The bus deposited me at Hyde Park Corner in the middle of the sunny afternoon. “Well, here I am,” I thought. “Now what?” I began to walk and had just reached St. James’s Park when a boy about my age approached me and asked for directions to Hyde Park. We both had a laugh when we realized he was the Londoner and I was the American, yet I knew my way around that particular area better than he did. Out of boredom or curiosity or pure human interest, we took a walk together. Under the shade of a large tree and in the company of a squirrel, we chatted for a while about life, London, this moment of June. I was alone, then I was not.

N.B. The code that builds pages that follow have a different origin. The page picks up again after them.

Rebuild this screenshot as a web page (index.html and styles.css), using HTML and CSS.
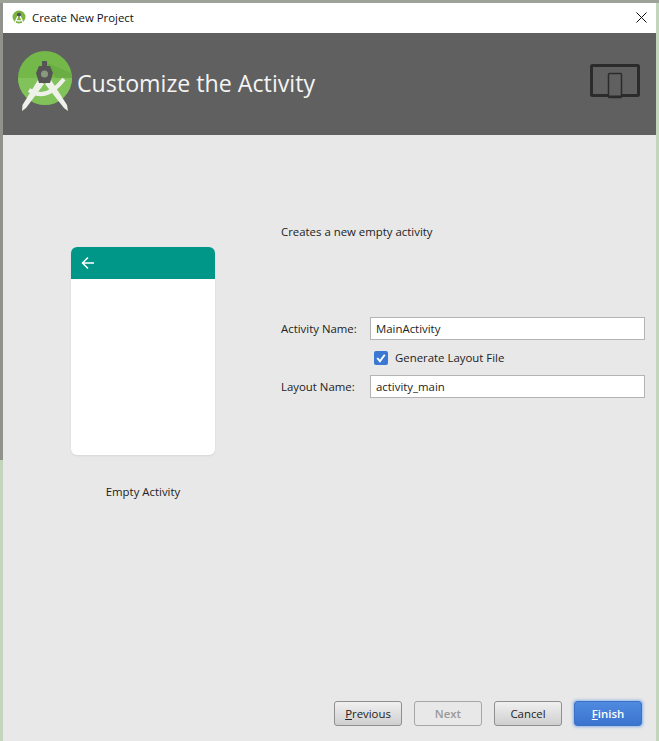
FILE: index.html
```html
<!DOCTYPE html>
<html lang="en">
<head>
    <meta charset="UTF-8"/>
    <title>Create New Project</title>
    <link rel="stylesheet" href="styles.css">
</head>
<body>
<div class="window">
    <!-- Title bar -->
    <div class="titlebar">
        <svg class="app-icon" width="14" height="14" viewBox="0 0 14 14">
            <circle cx="7" cy="7" r="6.5" fill="#7cb342"/>
            <circle cx="7" cy="5" r="2.2" fill="#4b5a4b"/>
            <path d="M6 6 L3 12.5 M8 6 L11 12.5 M3.5 10 Q7 12 10.500 10" stroke="#fff" stroke-width="1.300" fill="none"/>
        </svg>
        <span class="title">Create New Project</span>
        <svg class="close" width="11" height="11" viewBox="0 0 11 11">
            <path d="M0.500 0.500 L10.500 10.500 M10.500 0.500 L0.500 10.500" stroke="#111" stroke-width="1"/>
        </svg>
    </div>

    <!-- Header -->
    <div class="header">
        <svg class="logo" width="56" height="60" viewBox="0 0 56 60">
            <circle cx="27" cy="27" r="27" fill="#74b84a"/>
            <path d="M0 27 A27 27 0 0 0 54 27 Z" fill="#82c25a"/>
            <path d="M27 11 L53 22 L54 27 H38 Z" fill="#6aad43"/>
            <path d="M11 39 Q28 51 46 28" stroke="#eef1ea" stroke-width="4" fill="none"/>
            <path d="M20 29 L26 33 L8 57 L4 60 L4.500 54 Z" fill="#eef1ea"/>
            <path d="M33 29 L27 33 L46 57 L50 60 L49 54 Z" fill="#eef1ea"/>
            <rect x="24" y="10" width="5" height="6" fill="#555"/>
            <path d="M21 15 H32 L35 22 L32 32 H21 L18 22 Z" fill="#555"/>
            <circle cx="26.500" cy="23" r="3.500" fill="#8a9a7e"/>
        </svg>
        <h1 class="heading">Customize the Activity</h1>
        <svg class="devices" width="50" height="35" viewBox="0 0 50 35">
            <rect x="1.500" y="1.500" width="47" height="30" rx="1" fill="none" stroke="#2b2b2b" stroke-width="3"/>
            <rect x="18.500" y="9.500" width="13" height="24" rx="1" fill="#606060" stroke="#2b2b2b" stroke-width="1.500"/>
            <rect x="18" y="31.500" width="14" height="2.500" fill="#2b2b2b"/>
        </svg>
    </div>

    <!-- Main panel -->
    <div class="panel">
        <div class="content">
            <div class="preview">
                <div class="phone">
                    <div class="appbar">
                        <svg width="14" height="14" viewBox="0 0 14 14">
                            <path d="M13 7 H2 M7 1.500 L1.500 7 L7 12.500" stroke="#fff" stroke-width="1.500" fill="none"/>
                        </svg>
                    </div>
                </div>
                <div class="preview-name">Empty Activity</div>
            </div>
            <div class="form">
                <p class="description">Creates a new empty activity</p>
                <div class="row">
                    <label class="row-label">Activity Name:</label>
                    <input type="text" class="field" value="MainActivity"/>
                </div>
                <label class="check-row">
                    <span class="checkbox">
                        <svg width="14" height="14" viewBox="0 0 13 13">
                            <path d="M3 6.500 L5.500 9.500 L10 3.500" stroke="#fff" stroke-width="1.800" fill="none"/>
                        </svg>
                    </span>
                    Generate Layout File
                </label>
                <div class="row">
                    <label class="row-label">Layout Name:</label>
                    <input type="text" class="field" value="activity_main"/>
                </div>
            </div>
        </div>
        <div class="buttons">
            <button class="btn"><u>P</u>revious</button>
            <button class="btn next" disabled>Next</button>
            <button class="btn">Cancel</button>
            <button class="btn finish"><u>F</u>inish</button>
        </div>
    </div>
</div>
</body>
</html>
```

FILE: styles.css
```css
* {
    margin: 0;
    padding: 0;
    box-sizing: border-box;
}
html, body {
    height: 741px;
    overflow: hidden;
}
body {
    background:
        linear-gradient(#9da399, #9da399) no-repeat 0 0 / 100% 3px,
        linear-gradient(#8f938c, #8f938c) no-repeat 0 0 / 3px 460px,
        #c3d6bb;
    padding: 3px 3px 0 3px;
    font-family: "Open Sans", "Noto Sans", sans-serif;
    font-size: 11.4px;
    color: #222;
}
.window {
    height: 738px;
    display: flex;
    flex-direction: column;
    background: #e8e8e8;
}
.titlebar {
    height: 30px;
    flex: none;
    display: flex;
    align-items: center;
    padding: 0 9px 2px 9px;
    background: #fff;
}
.app-icon {
    margin-right: 6px;
}
.title {
    flex: 1;
    font-size: 11.4px;
    color: #111;
}
.header {
    height: 102px;
    flex: none;
    display: flex;
    align-items: center;
    padding: 0 15px;
    background: #606060;
}
.logo {
    margin-bottom: 6px;
    margin-right: 3px;
}
.heading {
    flex: 1;
    font-size: 23.2px;
    font-weight: 400;
    color: #f4f4f4;
    margin-bottom: 2px;
}
.devices {
    margin-right: 1px;
    margin-bottom: 5px;
}
.panel {
    flex: 1;
    display: flex;
    flex-direction: column;
}
.content {
    flex: 1;
    display: flex;
    padding: 89px 11px 0 68px;
}
.preview {
    width: 144px;
    margin-top: 23px;
    flex: none;
}
.phone {
    height: 208px;
    background: #fff;
    border-radius: 6px;
    overflow: hidden;
    box-shadow: 0 1px 2px rgba(0, 0, 0, 0.08);
}
.appbar {
    height: 32px;
    display: flex;
    align-items: center;
    padding-left: 10px;
    background: #009688;
}
.preview-name {
    margin-top: 29px;
    text-align: center;
    line-height: 16px;
}
.form {
    flex: 1;
    margin-left: 66px;
}
.description {
    height: 16px;
    line-height: 16px;
    margin-bottom: 77px;
}
.row {
    display: flex;
    align-items: center;
    height: 23px;
}
.row-label {
    width: 89px;
    flex: none;
}
.field {
    flex: 1;
    height: 23px;
    min-width: 0;
    padding: 0 5px;
    border: 1px solid #b4b4b4;
    background: #fff;
    font-family: inherit;
    font-size: 11.4px;
    color: #222;
    outline: none;
}
.check-row {
    display: flex;
    align-items: center;
    height: 35px;
    padding-left: 93px;
}
.checkbox {
    width: 14px;
    height: 14px;
    margin-right: 7px;
    border-radius: 2px;
    background: #3b78d4;
    display: flex;
}
.buttons {
    flex: none;
    display: flex;
    justify-content: flex-end;
    gap: 12px;
    padding: 0 14px 15px 0;
}
.btn {
    width: 68px;
    height: 25px;
    border: 1px solid #8f8f8f;
    border-radius: 3px;
    background: linear-gradient(#f0f0f0, #cfcfcf);
    font-family: inherit;
    font-size: 11.4px;
    color: #222;
}
.next {
    border-color: #a6a6a6;
    background: #e8e8e8;
    color: #999;
    font-weight: 600;
}
.finish {
    border-color: #3a72c8;
    background: linear-gradient(#4f8ae0, #3b74cf);
    box-shadow: 0 0 3px 1px #8fb4e6;
    color: #fff;
    font-weight: 600;
}
```
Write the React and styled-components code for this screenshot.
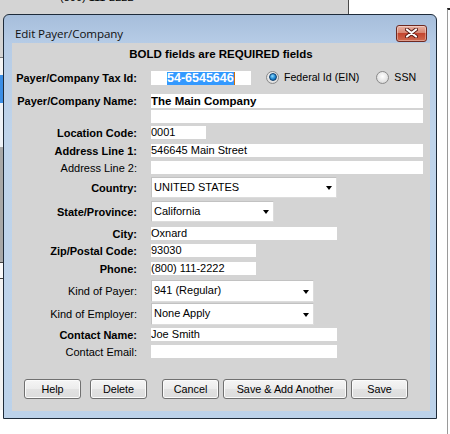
import React from "react";
import styled, { createGlobalStyle } from "styled-components";

const GlobalStyle = createGlobalStyle`
  html, body {
    margin: 0;
    padding: 0;
    background: #fff;
  }
  body {
    font-family: "Liberation Sans", Arial, sans-serif;
  }
`;

const Desktop = styled.div`
  position: relative;
  width: 450px;
  height: 434px;
  overflow: hidden;
  background: #fff;
`;

/* window behind the dialog, only its top strip and left edge show */
const BackWindow = styled.div`
  position: absolute;
  left: 0;
  top: 0;
  width: 348px;
  height: 410px;
  display: flex;
  flex-direction: column;
  border-right: 1px solid #4a4a4a;
  background: #d4d4d4;
`;

const BackStrip = styled.div`
  height: ${(p) => p.$h}px;
  flex: none;
  background: ${(p) => p.$bg};
  overflow: hidden;
`;

const BackText = styled.div`
  margin: -9px 0 0 60px;
  font-size: 11px;
  color: #000;
`;

const SidePane = styled.div`
  position: absolute;
  left: 447px;
  top: 8px;
  width: 3px;
  height: 426px;
  border-left: 1px solid #9a9a9a;
  border-top: 2px solid #222;
`;

const Dialog = styled.div`
  position: absolute;
  left: 3px;
  top: 14px;
  width: 434px;
  height: 405px;
  box-sizing: border-box;
  display: flex;
  flex-direction: column;
  padding: 0 6px 7px 8px;
  border: 1px solid #1e2b3a;
  border-radius: 6px 6px 0 0;
  background: linear-gradient(#a6bedb, #b6cce6 28px, #bfd4eb 120px, #bcd2ea);
`;

const TitleBar = styled.div`
  height: 28px;
  box-sizing: border-box;
  padding: 8px 3px 0 3px;
  display: flex;
  align-items: center;
  flex: none;
`;

const Title = styled.div`
  font-family: "Open Sans", "Noto Sans", sans-serif;
  font-size: 11.6px;
  color: #111;
  letter-spacing: -0.1px;
`;

const CloseButton = styled.div`
  margin-left: auto;
  width: 31px;
  height: 17px;
  box-sizing: border-box;
  border: 1px solid #6e2a22;
  border-radius: 3px;
  display: flex;
  align-items: center;
  justify-content: center;
  background: linear-gradient(#e9b1a3, #d88672 45%, #c4452f 50%, #cf6a4f);
  box-shadow: inset 0 0 0 1px rgba(255, 255, 255, 0.35);
`;

const Client = styled.div`
  flex: 1;
  background: #d4d4d4;
  display: flex;
  flex-direction: column;
  padding-top: 4px;
`;

const Heading = styled.div`
  height: 14px;
  line-height: 14px;
  text-align: center;
  font-size: 11.5px;
  font-weight: bold;
  color: #000;
`;

const Row = styled.div`
  display: grid;
  grid-template-columns: 125px auto;
  column-gap: 14px;
  align-items: center;
  margin-top: ${(p) => p.$gap}px;
`;

const Label = styled.div`
  text-align: right;
  font-size: 11px;
  line-height: 12px;
  white-space: nowrap;
  font-weight: ${(p) => (p.$bold ? "bold" : "normal")};
  color: #000;
`;

const Inline = styled.div`
  display: flex;
  align-items: center;
`;

const TextBox = styled.div`
  width: ${(p) => p.$w}px;
  height: ${(p) => p.$h}px;
  line-height: ${(p) => p.$h}px;
  background: #fff;
  font-size: ${(p) => (p.$strong ? "11.5px" : "11px")};
  font-weight: ${(p) => (p.$strong ? "bold" : "normal")};
  color: #000;
  white-space: nowrap;
  overflow: hidden;
`;

const TaxBox = styled(TextBox)`
  display: flex;
  align-items: center;
  padding-left: 16px;
  box-sizing: border-box;
`;

const Selected = styled.span`
  background: #3399ff;
  color: #fff;
  font-weight: bold;
  font-size: 12.5px;
  line-height: 13px;
  height: 13px;
`;

const Caret = styled.span`
  width: 1px;
  height: 13px;
  background: #d0700a;
`;

const SelectBox = styled.div`
  width: ${(p) => p.$w}px;
  height: ${(p) => p.$h}px;
  box-sizing: border-box;
  display: flex;
  align-items: center;
  justify-content: space-between;
  padding: 0 4px 2px 2px;
  background: #fff;
  border: 1px solid #c2c2c2;
  border-right-color: #dcdcdc;
  border-bottom-color: #dcdcdc;
  font-size: 11px;
  color: #000;
`;

const Arrow = styled.span`
  width: 0;
  height: 0;
  margin-top: 3px;
  border-left: 3.5px solid transparent;
  border-right: 3.5px solid transparent;
  border-top: 4px solid #000;
`;

const RadioOption = styled.div`
  display: flex;
  align-items: center;
  gap: 5px;
  margin-left: ${(p) => p.$offset}px;
  margin-top: -2px;
  font-size: 10.6px;
  color: #000;
`;

const RadioCircle = styled.span`
  width: 13px;
  height: 13px;
  box-sizing: border-box;
  border-radius: 50%;
  border: 1px solid #8a8a8a;
  background: radial-gradient(circle at 50% 40%, #ffffff, #e4e4e4 60%, #c9c9c9);
  display: flex;
  align-items: center;
  justify-content: center;

  &::after {
    content: "";
    display: ${(p) => (p.$on ? "block" : "none")};
    width: 6px;
    height: 6px;
    border-radius: 50%;
    border: 0.5px solid #0d3f6e;
    background: radial-gradient(circle at 40% 35%, #8fdcff, #1a84d0 55%, #0b4d8f);
  }
`;

const ButtonBar = styled.div`
  display: flex;
  margin-top: 21px;
  padding-left: 12px;
`;

const Button = styled.div`
  width: ${(p) => p.$w}px;
  height: 20px;
  margin-left: ${(p) => p.$gap}px;
  box-sizing: border-box;
  border: 1px solid #707070;
  border-radius: 3px;
  display: flex;
  align-items: center;
  justify-content: center;
  background: linear-gradient(#f5f5f5, #ececec 50%, #e2e2e2 51%, #dcdcdc);
  box-shadow: inset 0 0 0 1px #fbfbfb;
  font-size: 10.8px;
  color: #000;
`;

const fields = [
  { label: "Payer/Company Name:", bold: true, gap: 9, w: 272, h: 14, value: "The Main Company", strong: true },
  { label: "", gap: 2, w: 272, h: 13 },
  { label: "Location Code:", bold: true, gap: 3, w: 55, h: 13, value: "0001" },
  { label: "Address Line 1:", bold: true, gap: 5, w: 272, h: 13, value: "546645 Main Street" },
  { label: "Address Line 2:", gap: 4, w: 272, h: 13 },
  { label: "Country:", bold: true, gap: 3, w: 186, h: 21, value: "UNITED STATES", select: true },
  { label: "State/Province:", bold: true, gap: 3, w: 123, h: 21, value: "California", select: true },
  { label: "City:", bold: true, gap: 5, w: 186, h: 13, value: "Oxnard" },
  { label: "Zip/Postal Code:", bold: true, gap: 4, w: 105, h: 13, value: "93030" },
  { label: "Phone:", bold: true, gap: 5, w: 105, h: 13, value: "(800) 111-2222" },
  { label: "Kind of Payer:", gap: 5, w: 163, h: 22, value: "941 (Regular)", select: true },
  { label: "Kind of Employer:", gap: 1, w: 163, h: 22, value: "None Apply", select: true },
  { label: "Contact Name:", bold: true, gap: 3, w: 186, h: 13, value: "Joe Smith" },
  { label: "Contact Email:", gap: 4, w: 186, h: 13 },
];

const buttons = [
  { text: "Help", w: 57, gap: 0 },
  { text: "Delete", w: 57, gap: 9 },
  { text: "Cancel", w: 57, gap: 15 },
  { text: "Save & Add Another", w: 124, gap: 4 },
  { text: "Save", w: 57, gap: 4 },
];

const CloseIcon = () => (
  <svg width="13" height="10" viewBox="0 0 13 10">
    <path d="M2 1.5 L11 8.5 M11 1.5 L2 8.5" stroke="#5a1a12" strokeWidth="4" strokeLinecap="round" />
    <path d="M2 1.5 L11 8.5 M11 1.5 L2 8.5" stroke="#fff" strokeWidth="2.2" strokeLinecap="round" />
  </svg>
);

export default function App() {
  return (
    <>
      <GlobalStyle />
      <Desktop>
        <BackWindow>
          <BackStrip $h={57} $bg="#d4d4d4">
            <BackText>(800) 111-2222</BackText>
          </BackStrip>
          <BackStrip $h={1} $bg="#7a7a7a" />
          <BackStrip $h={17} $bg="#f4f4f4" />
          <BackStrip $h={28} $bg="#3a8ee6" />
          <BackStrip $h={44} $bg="#eef2f7" />
          <BackStrip $h={115} $bg="#a8a8a8" />
          <BackStrip $h={1} $bg="#444" />
          <BackStrip $h={15} $bg="#fafafa" />
          <BackStrip $h={1} $bg="#444" />
          <BackStrip $h={131} $bg="#f2f2f2" />
        </BackWindow>
        <SidePane />

        <Dialog>
          <TitleBar>
            <Title>Edit Payer/Company</Title>
            <CloseButton>
              <CloseIcon />
            </CloseButton>
          </TitleBar>

          <Client>
            <Heading>BOLD fields are REQUIRED fields</Heading>

            <Row $gap={10}>
              <Label $bold>Payer/Company Tax Id:</Label>
              <Inline>
                <TaxBox $w={100} $h={14}>
                  <Selected>54-6545646</Selected>
                  <Caret />
                </TaxBox>
                <RadioOption $offset={15}>
                  <RadioCircle $on />
                  Federal Id (EIN)
                </RadioOption>
                <RadioOption $offset={17}>
                  <RadioCircle />
                  SSN
                </RadioOption>
              </Inline>
            </Row>

            {fields.map((f, i) => (
              <Row key={i} $gap={f.gap}>
                <Label $bold={f.bold}>{f.label}</Label>
                {f.select ? (
                  <SelectBox $w={f.w} $h={f.h}>
                    <span>{f.value}</span>
                    <Arrow />
                  </SelectBox>
                ) : (
                  <TextBox $w={f.w} $h={f.h} $strong={f.strong}>
                    {f.value}
                  </TextBox>
                )}
              </Row>
            ))}

            <ButtonBar>
              {buttons.map((b) => (
                <Button key={b.text} $w={b.w} $gap={b.gap}>
                  {b.text}
                </Button>
              ))}
            </ButtonBar>
          </Client>
        </Dialog>
      </Desktop>
    </>
  );
}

After we parted ways at Trafalgar Square, I headed over to the South Bank to see a performance of contemporary classical music by the London Sinfonietta. I was alone again, enjoying a book on the terrace overlooking the Thames, when I spotted a boy from my music class. It turns out he was performing with the music collective, and other Goldsmiths students were involved as well. Shortly after I took my seat, another classmate popped over to say hello and later filled the empty seat beside me. I was alone, then I was not.
And so, my friends, a day that began with a tender ember of sadness transformed itself into an unexpected assembly of faces both old and new. Now as the hour nears midnight, I, like Woolf’s Mrs. Dalloway, can’t help but marvel at life, London, this moment of June…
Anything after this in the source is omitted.